In einem stressigen Alltag ist es wichtig, sich auch immer wieder Zeit für sich selbst zu nehmen. Wie nehmen Sie sich solche Auszeiten und wie gestalten Sie diese?

Sarajane: Ich bin nicht sehr gut darin, aber ich plane gerade einen Wellnesstag im Hamam! Um nicht durchzudrehen, helfen mir aber auch kleine Auszeiten. Eine Tasse Tee und ein Keks. Na gut, oder sagen wir fünf Kekse. Auf dem Weg zu einem Termin Musikhören, die mich empowered. Auf dem Rückweg von der Kita ein inspirierendes Hörbuch hören. Mich in meine Duschwanne setzen und so tun, als wäre es eine Badewanne, mit Kerzenlicht und allem. Oder Schwimmen gehen. Dann nimmt man sein Handy nicht mit, da hört man keine Musik, nur das Rauschen des Wassers und des eigenen Atems.

Sie sind Jurorin bei „All Together Now“. Wie viel Spaß macht Ihnen der TV-Job?

Sarajane: Der Job bei „All Together Now“ hat unglaublich viel Spaß gemacht. 100 bunte Freaks auf einem Haufen, die alle leidenschaftlich für Musik brennen Das kann ja nur gut sein!
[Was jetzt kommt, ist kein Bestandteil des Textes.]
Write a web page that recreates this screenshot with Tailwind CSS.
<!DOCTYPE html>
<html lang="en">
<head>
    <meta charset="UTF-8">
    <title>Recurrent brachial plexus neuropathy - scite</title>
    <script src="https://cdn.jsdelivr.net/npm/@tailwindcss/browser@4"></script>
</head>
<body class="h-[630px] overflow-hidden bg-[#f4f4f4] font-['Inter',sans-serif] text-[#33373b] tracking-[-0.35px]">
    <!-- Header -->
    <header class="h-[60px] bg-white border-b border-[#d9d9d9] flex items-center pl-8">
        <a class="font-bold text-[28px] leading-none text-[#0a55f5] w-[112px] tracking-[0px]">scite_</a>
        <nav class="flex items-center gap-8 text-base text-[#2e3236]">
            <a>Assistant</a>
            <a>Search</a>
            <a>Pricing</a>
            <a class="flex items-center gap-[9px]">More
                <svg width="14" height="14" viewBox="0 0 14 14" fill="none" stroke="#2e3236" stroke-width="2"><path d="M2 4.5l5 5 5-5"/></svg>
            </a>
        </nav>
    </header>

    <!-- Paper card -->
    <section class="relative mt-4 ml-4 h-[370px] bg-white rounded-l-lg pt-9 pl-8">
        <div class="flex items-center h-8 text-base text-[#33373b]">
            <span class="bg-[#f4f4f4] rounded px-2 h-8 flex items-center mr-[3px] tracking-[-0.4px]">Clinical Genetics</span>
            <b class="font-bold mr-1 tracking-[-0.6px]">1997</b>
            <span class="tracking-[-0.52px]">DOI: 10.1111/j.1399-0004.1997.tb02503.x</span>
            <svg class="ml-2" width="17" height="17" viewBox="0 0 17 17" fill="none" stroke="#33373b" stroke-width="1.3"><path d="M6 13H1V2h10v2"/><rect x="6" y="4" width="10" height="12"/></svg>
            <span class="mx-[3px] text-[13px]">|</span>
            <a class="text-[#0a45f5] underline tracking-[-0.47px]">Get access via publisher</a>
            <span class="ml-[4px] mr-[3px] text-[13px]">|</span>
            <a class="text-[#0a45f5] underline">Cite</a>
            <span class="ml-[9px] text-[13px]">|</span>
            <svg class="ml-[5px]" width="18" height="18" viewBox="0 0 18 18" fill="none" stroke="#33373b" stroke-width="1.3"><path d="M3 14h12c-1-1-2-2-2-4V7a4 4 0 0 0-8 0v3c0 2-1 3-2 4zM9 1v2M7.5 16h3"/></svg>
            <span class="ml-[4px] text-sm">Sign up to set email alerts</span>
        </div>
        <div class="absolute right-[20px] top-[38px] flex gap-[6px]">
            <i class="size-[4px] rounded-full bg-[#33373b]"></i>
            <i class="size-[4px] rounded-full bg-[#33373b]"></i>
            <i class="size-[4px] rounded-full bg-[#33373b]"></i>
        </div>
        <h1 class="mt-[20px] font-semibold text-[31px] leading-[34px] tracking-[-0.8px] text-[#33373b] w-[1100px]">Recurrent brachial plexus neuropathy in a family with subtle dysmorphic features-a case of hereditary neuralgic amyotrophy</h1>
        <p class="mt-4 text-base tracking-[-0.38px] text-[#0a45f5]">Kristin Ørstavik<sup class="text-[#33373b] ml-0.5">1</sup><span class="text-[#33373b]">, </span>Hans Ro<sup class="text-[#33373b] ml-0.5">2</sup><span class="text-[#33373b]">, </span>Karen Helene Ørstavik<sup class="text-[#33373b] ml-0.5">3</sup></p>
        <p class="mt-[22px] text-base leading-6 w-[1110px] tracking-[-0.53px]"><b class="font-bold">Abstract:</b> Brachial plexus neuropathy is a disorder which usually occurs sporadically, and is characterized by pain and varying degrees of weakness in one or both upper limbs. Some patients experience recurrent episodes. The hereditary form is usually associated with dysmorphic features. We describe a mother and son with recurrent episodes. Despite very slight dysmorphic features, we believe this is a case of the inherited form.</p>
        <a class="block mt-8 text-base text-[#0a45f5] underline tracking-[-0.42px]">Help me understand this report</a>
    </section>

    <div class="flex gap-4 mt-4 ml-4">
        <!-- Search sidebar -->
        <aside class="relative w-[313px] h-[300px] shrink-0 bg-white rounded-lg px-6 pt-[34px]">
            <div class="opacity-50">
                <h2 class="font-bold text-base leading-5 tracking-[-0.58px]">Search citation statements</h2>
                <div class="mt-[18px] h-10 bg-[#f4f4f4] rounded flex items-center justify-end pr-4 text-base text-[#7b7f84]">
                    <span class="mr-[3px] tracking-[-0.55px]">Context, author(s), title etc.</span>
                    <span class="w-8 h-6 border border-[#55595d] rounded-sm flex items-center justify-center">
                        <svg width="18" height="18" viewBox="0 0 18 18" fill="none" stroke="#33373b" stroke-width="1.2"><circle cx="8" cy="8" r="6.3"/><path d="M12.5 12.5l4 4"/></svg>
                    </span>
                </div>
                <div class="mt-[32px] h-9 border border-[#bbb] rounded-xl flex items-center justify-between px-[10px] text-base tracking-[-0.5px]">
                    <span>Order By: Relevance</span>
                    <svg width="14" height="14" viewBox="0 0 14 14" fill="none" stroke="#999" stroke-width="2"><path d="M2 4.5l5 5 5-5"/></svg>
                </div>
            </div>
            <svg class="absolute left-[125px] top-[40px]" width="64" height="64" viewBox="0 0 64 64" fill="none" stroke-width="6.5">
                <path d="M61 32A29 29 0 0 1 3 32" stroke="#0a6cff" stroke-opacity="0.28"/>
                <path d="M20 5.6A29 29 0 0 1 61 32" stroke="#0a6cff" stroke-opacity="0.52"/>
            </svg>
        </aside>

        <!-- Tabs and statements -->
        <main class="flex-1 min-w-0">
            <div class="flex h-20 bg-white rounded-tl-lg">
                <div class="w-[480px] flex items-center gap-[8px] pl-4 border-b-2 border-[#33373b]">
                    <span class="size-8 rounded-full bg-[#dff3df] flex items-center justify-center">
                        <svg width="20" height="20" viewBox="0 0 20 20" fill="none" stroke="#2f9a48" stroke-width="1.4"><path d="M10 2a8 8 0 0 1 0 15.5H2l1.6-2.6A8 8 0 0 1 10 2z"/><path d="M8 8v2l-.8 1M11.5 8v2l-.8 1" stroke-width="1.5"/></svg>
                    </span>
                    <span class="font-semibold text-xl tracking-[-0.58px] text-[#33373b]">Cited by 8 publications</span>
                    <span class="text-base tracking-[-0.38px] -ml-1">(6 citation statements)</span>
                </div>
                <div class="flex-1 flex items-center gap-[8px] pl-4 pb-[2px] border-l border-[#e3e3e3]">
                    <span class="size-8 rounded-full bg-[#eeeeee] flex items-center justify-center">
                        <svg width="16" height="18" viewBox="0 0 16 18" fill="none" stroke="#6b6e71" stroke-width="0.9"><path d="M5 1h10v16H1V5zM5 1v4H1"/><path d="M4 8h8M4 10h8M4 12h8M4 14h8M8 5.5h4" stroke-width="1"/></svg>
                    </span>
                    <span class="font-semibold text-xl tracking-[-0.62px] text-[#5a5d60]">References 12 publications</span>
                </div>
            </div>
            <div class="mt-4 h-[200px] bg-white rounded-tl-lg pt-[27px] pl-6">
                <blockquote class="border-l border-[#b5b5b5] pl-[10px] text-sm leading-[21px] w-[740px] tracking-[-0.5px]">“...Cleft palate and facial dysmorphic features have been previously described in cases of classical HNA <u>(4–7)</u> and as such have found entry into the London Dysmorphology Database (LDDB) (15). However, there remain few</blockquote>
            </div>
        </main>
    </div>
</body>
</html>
Ich habe so viele tolle neue Menschen kennengelernt und Freundschaften geknüpft. Wenn dann die Kandidatinnen und Kandidaten Songs schmettern, die man selbst auch so liebt, wird man in der Zeit zu seinen eigenen Anfängen zurückgebracht. Es war ganz schön aufregend! Ich würde es jederzeit wieder tun! Ich sabbele auch sehr gerne.

Könnten Sie sich vorstellen, auch noch an anderen TV-Shows beteiligt zu sein?

Sarajane: Absolut! Ich habe in den letzten Jahren viel moderiert, live bei Festivals oder Podiumsdiskussionen, und rede einfach gerne mit Menschen. Ich kann mir sehr gut vorstellen, in der Richtung noch mehr zu machen. Ich habe auf YouTube die „Kelly Clarkson Show“ entdeckt. Eine unfassbare Sängerin, die eine TV-Show macht mit ihrer eigenen Band, Lieblingssongs singt und mit kreativen Menschen spricht. Genial! Solche Chancen gibt es im deutschen Fernsehen zu wenig. Wenn Ina (Müller, Anm. d. Red.) im Schellfischposten mal Vertretung braucht, wäre ich auch am Start! Ist nur die Straße runter.